With cable deals in place worldwide and a device that can circumvent the cord domestically, TiVo’s outlook appears healthier, its future brighter. Which prompts an old question all over again: Is the company once again open to being acquired? Its official response is that while it is focused on executing its business plan, it considers all opportunities that can drive value for its shareholders. To that end, it has used $650 million of its courtroom spoils to buy back stock, reducing outstanding shares and driving up price—at least theoretically. Since its first buyback efforts began in August 2011, the price of the company’s shares has risen 21 percent, but $350 million of its repurchase program was only announced in August.

Looking back, Tullo gives TiVo’s turnaround a grade of “A-plus” and grades its stock performance as a “B.” “It’s a company that had great success in terms of improving its fundamental execution on its business, rolling out new products to the market, and transitioning from a device-centric company to a cloud-centric company,” he says.
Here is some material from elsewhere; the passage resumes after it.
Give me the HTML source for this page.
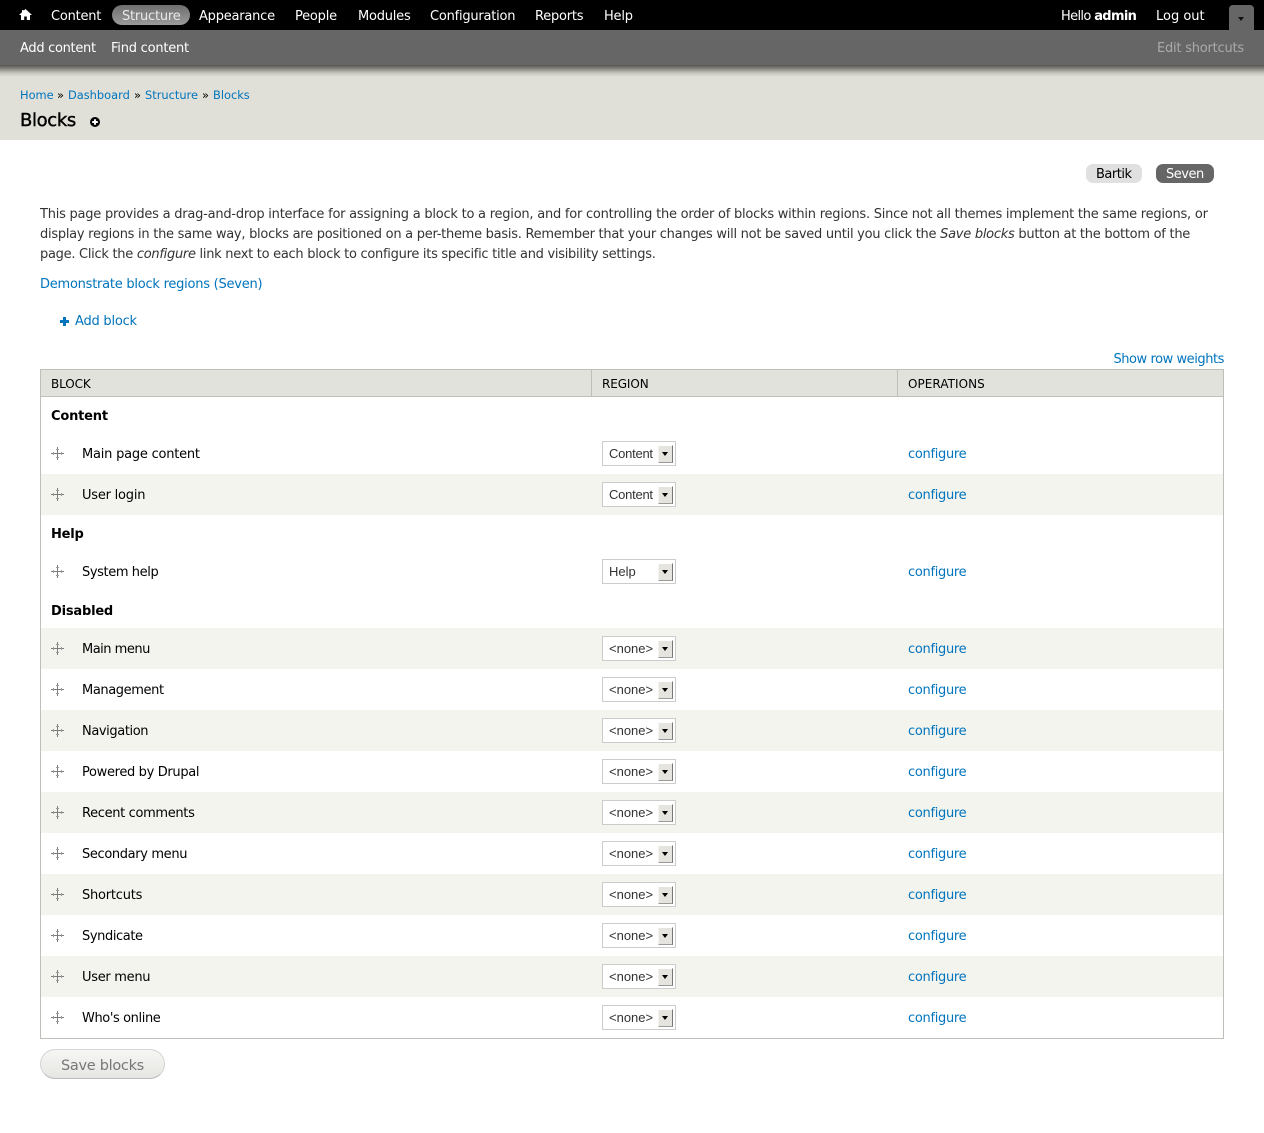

As for talk of M&A, Tullo says he believes TiVo would prefer to remain independent but would be amenable to selling if the right deal came along.

“I don’t think they’d be open to somebody buying them for IP rights and closing them down,” he says. “I think they want TiVo as the operating system of cable TV, and as long as a deal emerges where it could be that for them, then they will be open to a discussion.” In other words: rumor has it, there’s a chance.